Alf Noakes

Personal information
- Full name: Alfred George Noakes
- Date of birth: 14 August 1933
- Place of birth: Stratford, Greater London
- Date of death: 2005 (aged 71–72)
- Position: Left back

Youth career
- ?–1950: West Ham United

Senior career*
- Years: Team / Apps / (Gls)
- 1950–1955: West Ham United / 0 / (0)
- 1953–1955: → Sittingbourne (loan) / ? / (?)
- 1955–1962: Crystal Palace / 195 / (14)
- 1962–1964: Portsmouth / 13 / (0)
- 1964–?: Tunbridge Wells / ? / (?)

= Alf Noakes =

English footballer

Alfred George Noakes (14 August 1933 – 2005) was an English professional footballer who played mainly as a left back.

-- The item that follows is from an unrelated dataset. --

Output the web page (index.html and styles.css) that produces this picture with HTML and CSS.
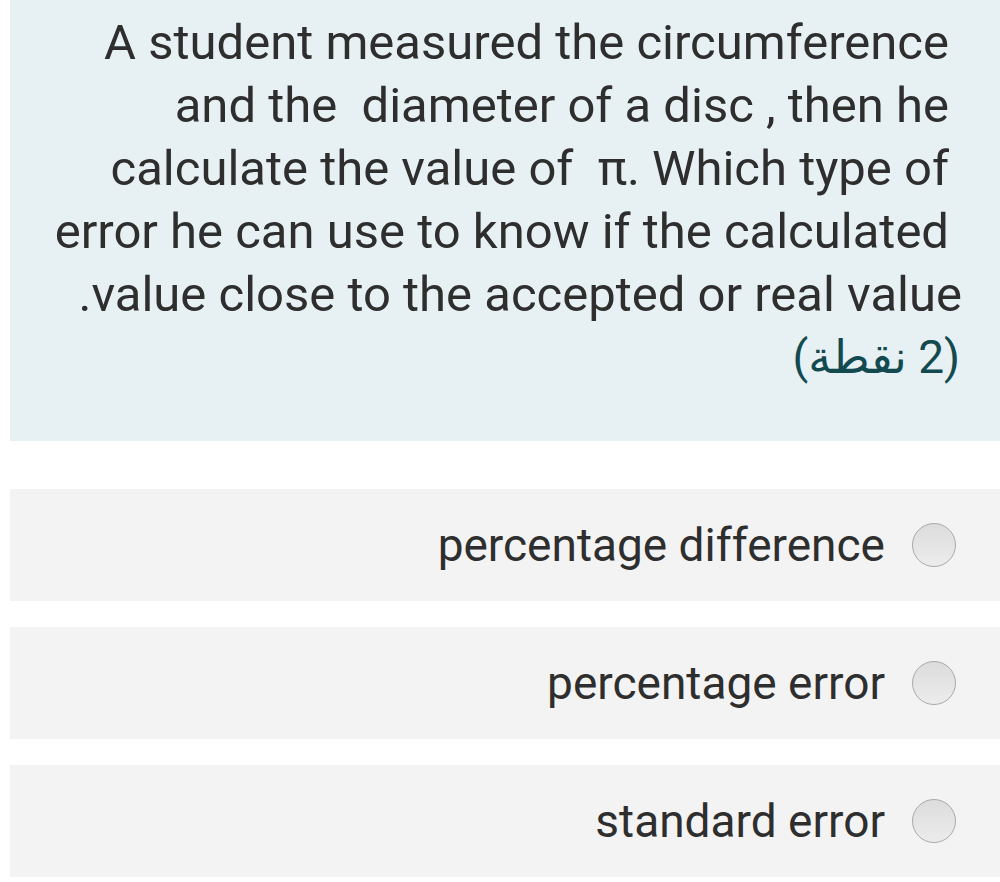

He made a total of 208 appearances in the Football League for Crystal Palace and Portsmouth although he began his career with West Ham United.

==Playing career==

===Early career===
Noakes began his youth career at West Ham United and although he subsequently signed professional terms, did not make a senior appearance for the club. He was allowed to join Sittingbourne on loan, from whom he was signed by Crystal Palace.

===Crystal Palace===
In June 1955, Noakes signed for Crystal Palace, then playing in the old Third Division South, and made his debut early the next season as a forward. After the Football League reorganisation in 1958, Palace competed in the Fourth Division, but in 1961, were promoted back to Division Three and Noakes missed only six games that season (40 appearances) scoring one goal. However, Noakes made only 2 appearances the next season and in July 1962 he was signed for Portsmouth by former Palace manager, George Smith. He had made a total of 195 league appearances for Palace scoring 14 times.

===Portsmouth and later career===
Noakes joined Portsmouth in July 1962 but after making only 13 appearances in two seasons he was allowed to leave on a free transfer and joined Tunbridge Wells.

Alf Noakes died in 2005 aged 71 or 72.